Remittances to African countries are expected to decrease by 5.4 percent from US$44bn in 2020 to a projected US$41bn in 2021 due to the effects of the COVID-19 pandemic, says the Continental Migration Report 2021.
The report, titled “African Regional Review of Implementation of the Global Compact for Safe, Orderly and Regular Migration,” was produced by the Economic Commission for Africa (ECA) in partnership with the African Union Commission (AUC).
It builds from four sub-regional reports compiled by AUC and a summary from stakeholder consultations at the just concluded 2021 African regional review meeting on the Global Compact for Migration.
Although the COVID-19 pandemic was expected to lead to a decrease in remittances to Africa in 2020, the findings of the report show that by October 2020 remittances to Africa had reached approximately US$78.4bn, constituting 11.7 percent of global remittances.
Remittances have therefore demonstrated greater resilience and reliability as a source of capital in Africa than foreign direct investment flows.
The report recommends that governments across the world should take effective action to facilitate and boost remittances to support the fight against COVID-19 and ultimately build a more sustainable post-pandemic world.
The report also revealed that the costs associated with sending remittances to Africa are some of the highest in the world.
Until very recently, average transaction costs were equivalent to 8.9 percent of the amount being sent for a remittance payment of US$200.
With respect to the cost of sending money, the report said Africa is still far from achieving the 3 percent target set out in Sustainable Development Goal 10.

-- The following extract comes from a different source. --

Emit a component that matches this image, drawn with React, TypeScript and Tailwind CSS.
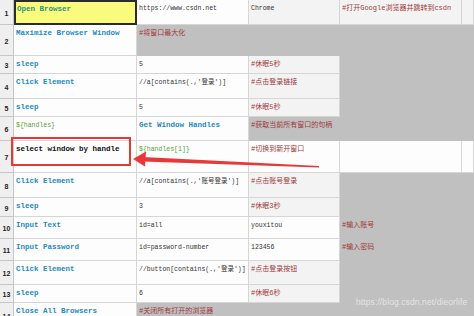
type Kind = 'kw' | 'kwSel' | 'plain' | 'var' | 'arg' | 'cmt' | 'none'
type Bg = 'w' | 'l' | 'g' | 'y'

interface Cell { text?: string; kind?: Kind; bg: Bg }
interface Row { h: string; cells: Cell[] }

const c = (text: string, kind: Kind, bg: Bg): Cell => ({ text, kind, bg })
const g: Cell = { bg: 'g' }
const l: Cell = { bg: 'l' }
const w: Cell = { bg: 'w' }

const rows: Row[] = [
  { h: 'h-[25px]', cells: [c('Open Browser', 'kwSel', 'y'), c('https://www.csdn.net', 'arg', 'w'), c('Chrome', 'arg', 'l'), c('#打开Google浏览器并跳转到csdn', 'cmt', 'l'), l] },
  { h: 'h-[31px]', cells: [c('Maximize Browser Window', 'kw', 'w'), c('#将窗口最大化', 'cmt', 'g'), g, g, g] },
  { h: 'h-[18px]', cells: [c('sleep', 'kw', 'w'), c('5', 'arg', 'w'), c('#休眠5秒', 'cmt', 'l'), g, g] },
  { h: 'h-[25px]', cells: [c('Click Element', 'kw', 'w'), c("//a[contains(.,'登录')]", 'arg', 'w'), c('#点击登录链接', 'cmt', 'l'), g, g] },
  { h: 'h-[18px]', cells: [c('sleep', 'kw', 'w'), c('5', 'arg', 'w'), c('#休眠5秒', 'cmt', 'l'), g, g] },
  { h: 'h-[24px]', cells: [c('${handles}', 'var', 'w'), c('Get Window Handles', 'kw', 'w'), c('#获取当前所有窗口的句柄', 'cmt', 'g'), g, g] },
  { h: 'h-[32px]', cells: [c('select window by handle', 'plain', 'w'), c('${handles[1]}', 'var', 'w'), c('#切换到新开窗口', 'cmt', 'w'), w, w] },
  { h: 'h-[25px]', cells: [c('Click Element', 'kw', 'w'), c("//a[contains(.,'账号登录')]", 'arg', 'w'), c('#点击账号登录', 'cmt', 'l'), g, g] },
  { h: 'h-[19px]', cells: [c('sleep', 'kw', 'w'), c('3', 'arg', 'w'), c('#休眠3秒', 'cmt', 'l'), g, g] },
  { h: 'h-[22px]', cells: [c('Input Text', 'kw', 'w'), c('id=all', 'arg', 'w'), c('youxitou', 'arg', 'w'), c('#输入账号', 'cmt', 'g'), g] },
  { h: 'h-[22px]', cells: [c('Input Password', 'kw', 'w'), c('id=password-number', 'arg', 'w'), c('123456', 'arg', 'w'), c('#输入密码', 'cmt', 'g'), g] },
  { h: 'h-[24px]', cells: [c('Click Element', 'kw', 'w'), c("//button[contains(.,'登录')]", 'arg', 'w'), c('#点击登录按钮', 'cmt', 'l'), g, g] },
  { h: 'h-[18px]', cells: [c('sleep', 'kw', 'w'), c('6', 'arg', 'w'), c('#休眠6秒', 'cmt', 'l'), g, g] },
  { h: 'h-[25px]', cells: [c('Close All Browsers', 'kw', 'w'), c('#关闭所有打开的浏览器', 'cmt', 'g'), g, g, g] },
]

const widths = ['w-[123px]', 'w-[112px]', 'w-[91px]', 'w-[122px]', 'flex-1']

const bgClass: Record<Bg, string> = {
  w: 'bg-[#fdfdfd] border-r border-b border-[#d6d6d6]',
  l: 'bg-[#f3f3f3] border-r border-b border-[#d6d6d6]',
  g: 'bg-[#c0c0c0] border-r border-b border-[#c0c0c0]',
  y: 'bg-[#fafa7c] border-2 border-[#2b2b2b]',
}

const textClass: Record<Kind, string> = {
  kw: 'text-[7.5px] font-bold text-[#1c8ac4]',
  kwSel: 'text-[7.5px] font-bold text-[#2a9481]',
  plain: 'text-[7.5px] font-bold text-[#111]',
  var: 'text-[6.5px] text-[#58a03a]',
  arg: 'text-[6.5px] text-[#333]',
  cmt: 'text-[7px] text-[#a0393b]',
  none: '',
}

export default function App() {
  return (
    <div className="relative w-[474px] h-[316px] overflow-hidden bg-[#c0c0c0] font-['Liberation_Mono','Noto_Sans_CJK_SC',monospace]">
      {rows.map((r, i) => (
        <div key={i} className={`flex ${r.h}`}>
          <div className="w-[14px] shrink-0 flex items-center justify-center pt-1 bg-[#efefef] border-r border-b border-[#c6c6c6] text-[7px] font-bold text-[#222] font-['Liberation_Sans',sans-serif]">
            {i + 1}
          </div>
          {r.cells.map((cell, j) => (
            <div
              key={j}
              className={`${widths[j]} shrink-0 overflow-hidden whitespace-nowrap leading-[9px] ${cell.bg === 'y' ? 'pl-[1px] pt-[1px]' : 'pl-[2px] pt-[2px]'} ${bgClass[cell.bg]}`}
            >
              {cell.text && <span className={textClass[cell.kind ?? 'none']}>{cell.text}</span>}
            </div>
          ))}
        </div>
      ))}

      {/* annotation box + arrow */}
      <div className="absolute left-[11px] top-[137px] w-[120px] h-[29px] border-2 border-[#e53935]" />
      <svg className="absolute inset-0 pointer-events-none" width="474" height="316" viewBox="0 0 474 316">
        <polygon points="143,157 143,161.5 319,167.5 319,166" fill="#e8383a" />
        <polygon points="133,159 146,151.5 145,166.5" fill="#e8383a" />
      </svg>

      <div className="absolute left-[356px] top-[296px] text-[8.5px] text-white/60 font-['Liberation_Sans',sans-serif] tracking-[0.1px]">
        https://blog.csdn.net/dieorlife
      </div>
    </div>
  )
}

The Addis Ababa Action Agenda of the Third International Conference on Financing for Development and Sustainable Development Goal indicator 10(c) provides that countries should, by 2030, reduce to less than 3 percent the transaction costs of migrant remittances and eliminate remittance corridors with costs higher than 5 percent.
Remittances are estimated to constitute approximately 65 percent of the income of some receiving countries and senders spend an estimated 15 percent of their income on remittances.
For 25 African countries, all of which have large diaspora populations, remittances are the primary source of national income.
In response, a number of African countries have taken action to lower the costs of remittance transfers.
Some countries also offer diaspora bonds to investors and have relaxed foreign exchange controls to allow for electronic and mobile money transfers at reduced costs.
“It should be noted, in that regard, that the use of digital money transfer platforms reduces transfer fees in Africa by an average of 7 percent,” said the report, adding: “Private financial institutions also offer incentives to encourage members of diaspora communities to use their services, including low transaction fees for remittances, and facilitate diaspora-initiated projects, especially in the real estate sector. These measures all promote the financial inclusion of migrants and their families.”